Follow these simple principles as you create your charts. Your readers will thank you. Keep it simple.

July 2, 2010

Implicit Comparison

1 comment
The July 1st ChartPorn daily blog post linked to an interesting interactive graphic for economic indicators from the Wall Street Journal, which the author calls "Danger Signs."

The first graph that appears is called Summer Chills. There are two graphs, one for consumer confidence and one for yield on the 10-yr treasury. When I first looked at this, my impression was that the two charts were related. If you carefully read the caption, you can see that they aren't.

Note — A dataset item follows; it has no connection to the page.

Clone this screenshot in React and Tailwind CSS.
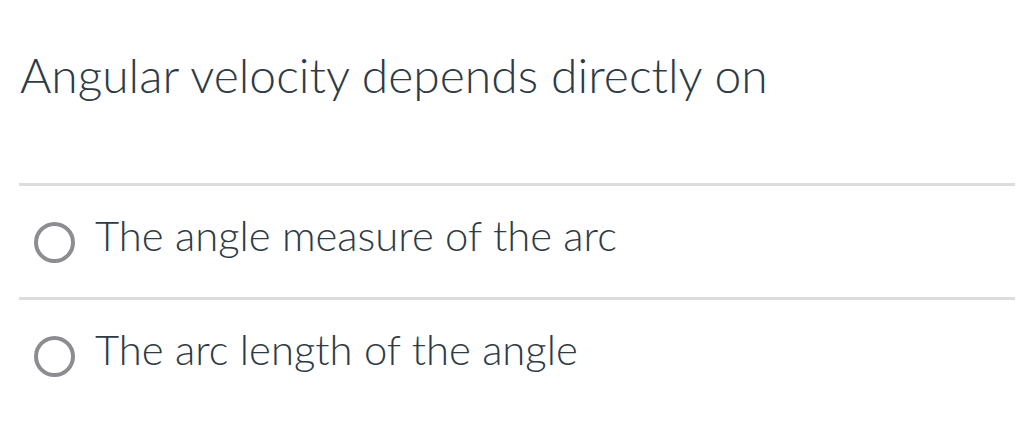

I see some issues between the graphs:
  1. The time frames are different. The CCI graph goes from 2007 through June 2010 and it's by month. However, the 10-yr treasury yield is for the current year and it's by day.
  2. The scale on the 10-yr treasury yield graph is not zero-based, which leads to variances between points that are greater than the relative variance.
  3. The reference bands are a bit distracting.
  4. The level of precision on the mark on the 10-yr treasury yield graph is not necessary. Go with two decimals since that's how it's typically reported.
Some things I like:
  1. Highlighting the current period and adding a data label
  2. Chart headers are clear
  3. Fonts used
  4. Line colors stand out, grabbing your attention
Here's how I would represent the data:

The improvements I have made (for each problem noted above):
  1. The time frames are now consistent; they start at January 2007 and go through June 2010. They also are by month only.
  2. The scale on the 10-yr treasury yield graph is now zero-based.
  3. The reference bands have been muted and I've started them at the 2nd range, not at the bottom.
  4. The line for each measure is a different coloring, triggering you to notice they are distinct.
  5. Finally, I added a dual-axis line chart that shows the relationship between the measures.
While the point the author is trying to represent is valid, properly created graphs are essential to tell the true story.